Source Sentence: i am student
Encoded Source IDs: [1, 3, 4, 6, 2]
Target Sentence: je suis etudiant
Encoded Target IDs: [1, 3, 4, 5, 2]


In [None]:
#########################################
# 2) Unidirectional LSTM Encoder
#########################################

class Encoder(nn.Module):
    def __init__(self, input_dim, embed_dim, hidden_dim):
        super().__init__()
        self.embedding = nn.Embedding(input_dim, embed_dim)
        # Unidirectional LSTM (bidirectional=False)
        self.rnn = nn.LSTM(embed_dim, hidden_dim, batch_first=True, bidirectional=False)
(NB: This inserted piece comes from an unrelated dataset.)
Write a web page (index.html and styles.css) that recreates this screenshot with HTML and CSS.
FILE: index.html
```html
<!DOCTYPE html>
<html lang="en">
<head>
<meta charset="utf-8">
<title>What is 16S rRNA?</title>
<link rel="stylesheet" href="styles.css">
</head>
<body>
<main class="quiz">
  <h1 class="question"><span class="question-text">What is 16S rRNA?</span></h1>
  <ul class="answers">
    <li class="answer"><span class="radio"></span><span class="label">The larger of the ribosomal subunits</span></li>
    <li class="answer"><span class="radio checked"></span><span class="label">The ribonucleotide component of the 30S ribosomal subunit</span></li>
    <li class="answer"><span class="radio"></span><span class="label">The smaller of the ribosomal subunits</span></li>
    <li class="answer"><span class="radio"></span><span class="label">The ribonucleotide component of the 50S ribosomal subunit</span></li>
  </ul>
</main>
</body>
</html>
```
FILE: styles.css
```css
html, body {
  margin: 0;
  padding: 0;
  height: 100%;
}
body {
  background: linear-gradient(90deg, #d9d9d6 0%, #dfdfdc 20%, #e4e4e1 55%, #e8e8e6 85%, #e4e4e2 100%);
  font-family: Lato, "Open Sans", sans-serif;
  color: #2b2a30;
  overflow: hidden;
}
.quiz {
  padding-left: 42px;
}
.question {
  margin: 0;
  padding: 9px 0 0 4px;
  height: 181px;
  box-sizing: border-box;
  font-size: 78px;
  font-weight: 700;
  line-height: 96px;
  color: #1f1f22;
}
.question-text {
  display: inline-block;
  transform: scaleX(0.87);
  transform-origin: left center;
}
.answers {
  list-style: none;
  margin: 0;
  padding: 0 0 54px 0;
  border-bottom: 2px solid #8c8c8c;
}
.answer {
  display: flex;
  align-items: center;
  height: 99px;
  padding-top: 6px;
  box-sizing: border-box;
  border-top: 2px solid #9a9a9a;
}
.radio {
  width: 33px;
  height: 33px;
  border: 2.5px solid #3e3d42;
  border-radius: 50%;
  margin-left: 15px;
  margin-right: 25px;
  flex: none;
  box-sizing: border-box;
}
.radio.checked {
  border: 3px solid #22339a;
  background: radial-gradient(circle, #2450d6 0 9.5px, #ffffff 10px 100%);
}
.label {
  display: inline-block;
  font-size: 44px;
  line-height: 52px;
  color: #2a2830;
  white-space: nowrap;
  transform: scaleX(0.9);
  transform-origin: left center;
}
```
    def forward(self, src):
        # src: [1, src_len]
        embedded = self.embedding(src)  # [1, src_len, embed_dim]
        outputs, (h, c) = self.rnn(embedded)
        # outputs: [1, src_len, hidden_dim]
        # h, c: [1, 1, hidden_dim]
        return outputs, (h, c)

#########################################
# 3) Bahdanau Attention (for Unidirectional Encoder)
#########################################

class BahdanauAttention(nn.Module):
    def __init__(self, enc_hid_dim, dec_hid_dim):
        super().__init__()
        # For unidirectional encoder, encoder outputs have dimension enc_hid_dim
        self.attn = nn.Linear(enc_hid_dim + dec_hid_dim, dec_hid_dim)
        self.v = nn.Linear(dec_hid_dim, 1, bias=False)
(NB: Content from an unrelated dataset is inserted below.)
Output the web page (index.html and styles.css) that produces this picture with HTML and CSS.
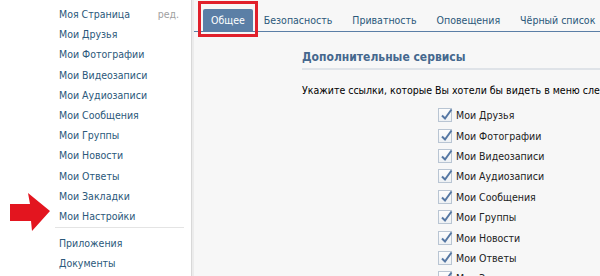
FILE: index.html
```html
<!DOCTYPE html>
<html lang="ru">
<head>
    <meta charset="UTF-8">
    <title>Мои Настройки</title>
    <link rel="stylesheet" href="styles.css">
</head>
<body>
    <div class="page">
        <aside class="sidebar">
            <ul class="side-menu">
                <li><a href="#">Моя Страница</a><span class="edit">ред.</span></li>
                <li><a href="#">Мои Друзья</a></li>
                <li><a href="#">Мои Фотографии</a></li>
                <li><a href="#">Мои Видеозаписи</a></li>
                <li><a href="#">Мои Аудиозаписи</a></li>
                <li><a href="#">Мои Сообщения</a></li>
                <li><a href="#">Мои Группы</a></li>
                <li><a href="#">Мои Новости</a></li>
                <li><a href="#">Мои Ответы</a></li>
                <li><a href="#">Мои Закладки</a></li>
                <li><a href="#">Мои Настройки</a></li>
            </ul>
            <div class="side-sep"></div>
            <ul class="side-menu">
                <li><a href="#">Приложения</a></li>
                <li><a href="#">Документы</a></li>
            </ul>

            <svg class="arrow" width="44" height="44" viewBox="0 0 44 44">
                <polygon points="0,11 20,11 18,0 40,18 22,38 21,28 0,28" fill="#e3151f"/>
            </svg>
        </aside>

        <main class="content">
            <nav class="tabs">
                <a href="#" class="tab active">Общее</a>
                <a href="#" class="tab">Безопасность</a>
                <a href="#" class="tab">Приватность</a>
                <a href="#" class="tab">Оповещения</a>
                <a href="#" class="tab">Чёрный список</a>
            </nav>
            <div class="mark"></div>

            <section class="settings">
                <h2>Дополнительные сервисы</h2>
                <p class="hint">Укажите ссылки, которые Вы хотели бы видеть в меню слева.</p>

                <ul class="checks">
                    <li><span class="check"></span>Мои Друзья</li>
                    <li><span class="check"></span>Мои Фотографии</li>
                    <li><span class="check"></span>Мои Видеозаписи</li>
                    <li><span class="check"></span>Мои Аудиозаписи</li>
                    <li><span class="check"></span>Мои Сообщения</li>
                    <li><span class="check"></span>Мои Группы</li>
                    <li><span class="check"></span>Мои Новости</li>
                    <li><span class="check"></span>Мои Ответы</li>
                    <li><span class="check"></span>Мои Закладки</li>
                </ul>
            </section>
        </main>
    </div>

    <script>
        // every checkbox gets the same tick
        document.querySelectorAll(".check").forEach(el => {
            el.innerHTML = '<svg width="14" height="14" viewBox="0 0 14 14"><path d="M3 7.5 L6 10.5 L12.5 1.5" fill="none" stroke="#5577a3" stroke-width="2"/></svg>';
        });
    </script>
</body>
</html>
```

FILE: styles.css
```css
body {
    margin: 0;
    padding: 0;
    font-family: "DejaVu Sans Condensed", "DejaVu Sans", sans-serif;
    font-size: 10.5px;
    background: #f7f7f7;
    overflow: hidden;
}

a {
    text-decoration: none;
}

.page {
    display: flex;
    height: 276px;
}

.sidebar {
    position: relative;
    width: 191px;
    flex-shrink: 0;
    background: white;
    border-right: 1px solid #d8d8d8;
    padding-top: 4px;
}

.side-menu {
    list-style: none;
    margin: 0;
    padding: 0 0 0 59px;
}

.side-menu li {
    display: flex;
    height: 20.2px;
    line-height: 20.2px;
}

.side-menu a {
    color: #2b587a;
}

.edit {
    margin-left: auto;
    margin-right: 12px;
    color: #a0a0a0;
}

.side-sep {
    height: 1px;
    background: #e4e4e4;
    margin: 1px 7px 5px 55px;
}

.arrow {
    position: absolute;
    left: 10px;
    top: 193px;
}

.content {
    position: relative;
    flex: 1;
    border-left: 2px solid #ececec;
    overflow: hidden;
    white-space: nowrap;
}

.tabs {
    display: flex;
    padding: 9px 0 0 9px;
    border-bottom: 1px solid #5b7ea6;
}

.tab {
    height: 22px;
    line-height: 22px;
    padding: 0 10px;
    color: #2b587a;
}

.tab.active {
    background: #5b7fa6;
    color: white;
    padding: 0 8px;
    border-radius: 2px 2px 0 0;
    margin-right: 1px;
}

/* red frame drawn over the first tab */
.mark {
    position: absolute;
    left: 4px;
    top: 1px;
    width: 54px;
    height: 30px;
    border: 3px solid #e1202b;
}

.settings {
    padding-left: 108px;
}

h2 {
    margin: 18px 0 0 0;
    padding: 0 0 3px 0;
    font-size: 12px;
    line-height: 15px;
    color: #45688e;
    border-bottom: 2px solid #dfe3e8;
}

.hint {
    margin: 13px 0 0 0;
    line-height: 14px;
    color: #000;
}

.checks {
    list-style: none;
    margin: 8px 0 0 0;
    padding: 0 0 0 136px;
}

.checks li {
    display: flex;
    align-items: center;
    gap: 4px;
    height: 20.4px;
    color: #222;
}

.check {
    width: 12px;
    height: 12px;
    border: 1px solid #b9c5d3;
    background: linear-gradient(#fdfdfd, #eef1f4);
    position: relative;
}

.check svg {
    position: absolute;
    left: 0;
    top: -1px;
    overflow: visible;
}
```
    def forward(self, decoder_hidden, encoder_outputs):
        """
        decoder_hidden: [1, dec_hid_dim] (batch=1)
        encoder_outputs: [1, src_len, enc_hid_dim]
        """
        src_len = encoder_outputs.size(1)
        # Expand decoder_hidden to [1, src_len, dec_hid_dim]
        dec_hidden_expanded = decoder_hidden.unsqueeze(1).repeat(1, src_len, 1)
        # Concatenate and compute energy
        energy = torch.tanh(self.attn(torch.cat((dec_hidden_expanded, encoder_outputs), dim=2)))
        attention = self.v(energy).squeeze(2)  # [1, src_len]
        return torch.softmax(attention, dim=1)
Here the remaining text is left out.